Your bookkeeper will further categorize costs into labor or material costs. Accurate bookkeeping records are dependent on keeping accurate data. It’s important to have high standards of accuracy because these records and reports are used to understand profitability,  prepare invoices, file taxes, to make decisions about the business and data for estimating future projects.

If you don’t work with a bookkeeping team like ours, you’ll need to implement a workflow for keeping track of allocating labor, material and overhead costs correctly within your bookkeeping program. 


What happens if you don't job cost?

If you don’t use this method, you’ll never have a clear picture of your finances or profitability. You’ll be flying blind, and it'll probably be too late when you realize that you’re losing money on jobs. 

Job costing provides you with a clear understanding of your opportunities and challenges. It’s a guide to help you know where you need to cut costs, if you need to raise rates or both. Without job costing, you may never understand your return on investment or know the true revenue. 
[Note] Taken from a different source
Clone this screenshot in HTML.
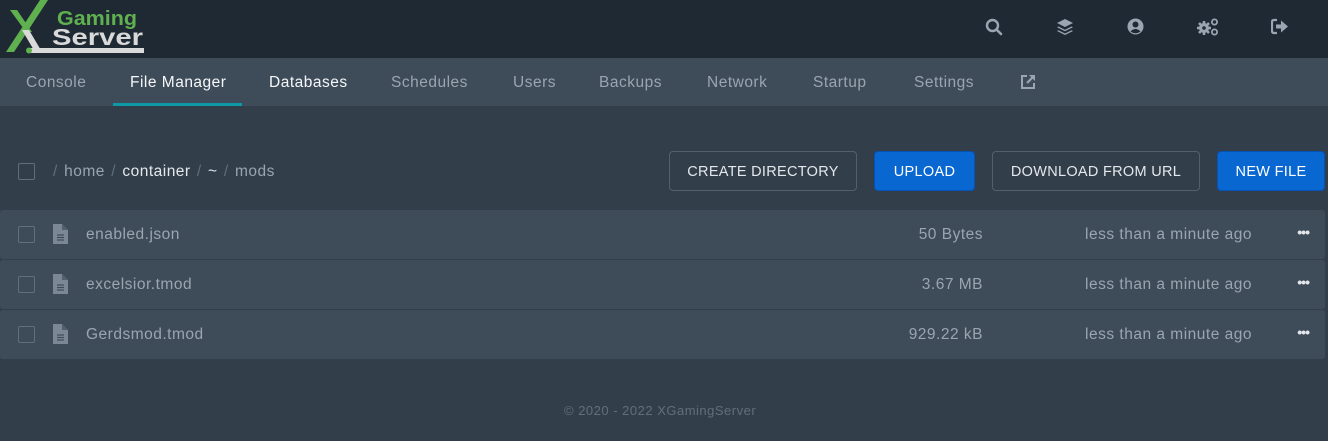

Ask yourself if this is something you can risk. Especially during the early stages of any business or when the economy is experiencing a downturn. The nitty gritty accounting details may not be the most thrilling part of owning a business, but they are among the most worthwhile to keep track of.

It's important to note, job costing isn't a foolproof way of looking at your projects. Cost accounting will never be 100% accurate. This is mainly due to how you choose to measure overhead costs. The method also doesn't consider inflation or any other outside influences. 

However, when you're starting to get your footing as a small business or taking on new projects at work: It's a necessity. Without it, you may not have a firm understanding of budgets, or you could spend too many hours on low-profit projects.